Global market slump to lift insurance fees
INSURANCE companies could be forced to raise premiums to make up for lower investment returns, a report by Swiss Re said yesterday.
Tighter regulatory standards such as Solvency II and uncertainty in the equities market have pushed insurance firms to invest their takings in safer but less lucrative products such as bonds, said the authors of the study. Bond yields could remain at current historic lows “until the global economy truly recovers”.
In the long term, insurance firms will make up the profit shortfall caused by modest returns with higher customer fees, the report said.
“Higher insurance prices would adversely impact policyholders, as some consumers and businesses would scale back coverage, or forego it entirely,” warned Raymond Yeung, senior economist at Swiss Re and co-author of the report.
Solvency II, a European regime for insurers that comes into force at the end of 2012, will set a benchmark for capital holdings and force companies to undertake a risk-based measure of its assets.
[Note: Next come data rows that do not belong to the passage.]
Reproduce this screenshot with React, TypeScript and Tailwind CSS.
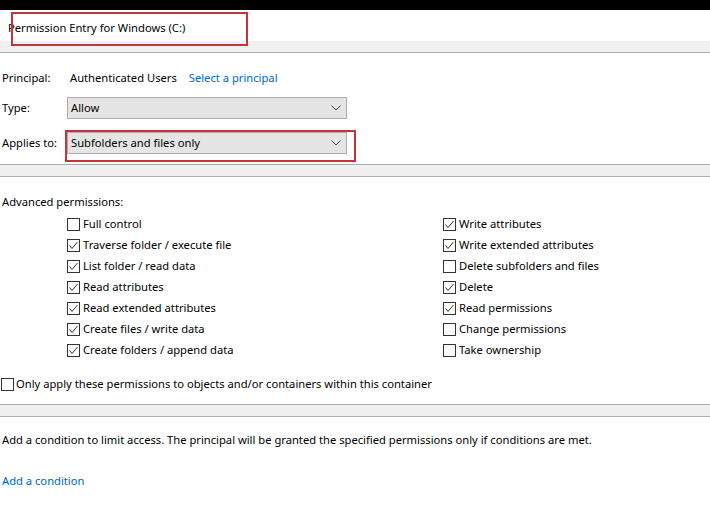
import React from "react";

const font = { fontFamily: '"Noto Sans", "Segoe UI", sans-serif' };

function Check({ checked }: { checked: boolean }) {
  return (
    <span className="w-[13px] h-[13px] border border-[#333333] bg-white flex-none flex items-center justify-center">
      {checked && (
        <svg width="11" height="11" viewBox="0 0 11 11">
          <polyline points="1.5,5.5 4,8.5 9.5,2" fill="none" stroke="#333333" strokeWidth="1" />
        </svg>
      )}
    </span>
  );
}

function Item({ label, checked }: { label: string; checked: boolean }) {
  return (
    <div className="h-[21px] flex items-center gap-[3px]">
      <Check checked={checked} />
      <span>{label}</span>
    </div>
  );
}

function Select({ value }: { value: string }) {
  return (
    <div className="w-[280px] h-[22px] bg-[#e5e5e5] border border-[#adadad] flex items-center justify-between pl-[3px] pr-[5px]">
      <span>{value}</span>
      <svg width="10" height="6" viewBox="0 0 10 6">
        <polyline points="0.5,0.5 5,5 9.5,0.5" fill="none" stroke="#444444" strokeWidth="1" />
      </svg>
    </div>
  );
}

function Separator() {
  return <div className="h-[13px] border-y border-[#adadad] bg-[#f0f0f0]" />;
}

const left: [string, boolean][] = [
  ["Full control", false],
  ["Traverse folder / execute file", true],
  ["List folder / read data", true],
  ["Read attributes", true],
  ["Read extended attributes", true],
  ["Create files / write data", true],
  ["Create folders / append data", true],
];
const right: [string, boolean][] = [
  ["Write attributes", true],
  ["Write extended attributes", true],
  ["Delete subfolders and files", false],
  ["Delete", true],
  ["Read permissions", true],
  ["Change permissions", false],
  ["Take ownership", false],
];

export default function App() {
  return (
    <div className="w-[710px] h-[506px] bg-white text-[11.2px] text-black overflow-hidden" style={font}>
      <div className="h-[10px] bg-black" />
      <div className="relative">
        <div className="h-[31px] flex items-end pl-[8px] pb-[4px]">Permission Entry for Windows (C:)</div>
        <div className="h-[12px] bg-[#f0f0f0] border-b border-[#adadad]" />
        <div className="absolute left-[11px] top-[2px] w-[237px] h-[34px] border-2 border-[#c8323c]" />
      </div>

      <div className="pl-[2px] pt-[15px]">
        <div className="h-[20px] flex items-center">
          <span className="w-[68px]">Principal:</span>
          <span>Authenticated Users</span>
          <span className="ml-[12px] text-[#0066cc]">Select a principal</span>
        </div>
        <div className="mt-[9px] flex items-center">
          <span className="w-[65px]">Type:</span>
          <Select value="Allow" />
        </div>
        <div className="mt-[13px] flex items-center">
          <span className="w-[65px]">Applies to:</span>
          <div className="relative">
            <Select value="Subfolders and files only" />
            <div className="absolute -left-[2px] -top-[2px] w-[291px] h-[32px] border-2 border-[#c8323c]" />
          </div>
        </div>
      </div>

      <div className="mt-[10px]">
        <Separator />
      </div>

      <div className="pl-[2px] pt-[15px] h-[20px] box-content flex items-center">Advanced permissions:</div>
      <div className="pl-[67px] mt-[2px] flex">
        <div className="w-[376px]">
          {left.map(([l, c]) => (
            <Item key={l} label={l} checked={c} />
          ))}
        </div>
        <div>
          {right.map(([l, c]) => (
            <Item key={l} label={l} checked={c} />
          ))}
        </div>
      </div>
      <div className="pl-[1px] mt-[13px] h-[20px] flex items-center gap-[2px]">
        <Check checked={false} />
        <span>Only apply these permissions to objects and/or containers within this container</span>
      </div>

      <div className="mt-[10px]">
        <Separator />
      </div>

      <div className="pl-[2px] mt-[13px] h-[20px] flex items-center">
        Add a condition to limit access. The principal will be granted the specified permissions only if conditions are met.
      </div>
      <div className="pl-[2px] mt-[21px] h-[20px] flex items-center text-[#0066cc]">Add a condition</div>
    </div>
  );
}
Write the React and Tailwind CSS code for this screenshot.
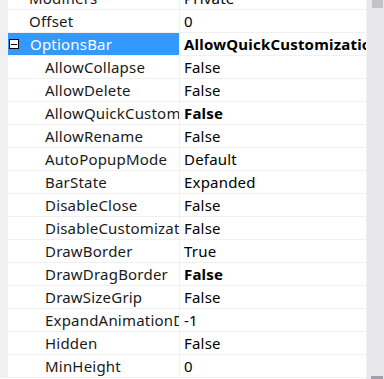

Swiss Re warns that firms could rely on sovereign bonds instead of testing the boundaries of the new framework.
Insurance companies remain among the biggest investors in the world, with firms holding nearly $23 trillion (£14.5 trillion) of assets at the end of 2009.
Firms have begun a switch to emerging markets, commodities, inflation-indexed bonds and property in place of equities, said the report. However, around $5.9 trillion, or just under a quarter, of total assets owned by insurance firms are still in the United States.
Life and non-life insurers tend to differ in their investment choices, co-author David Laster said: “Non-life companies hold proportionally more cash and equities, while life companies hold more loans and fixed income instruments and less cash.”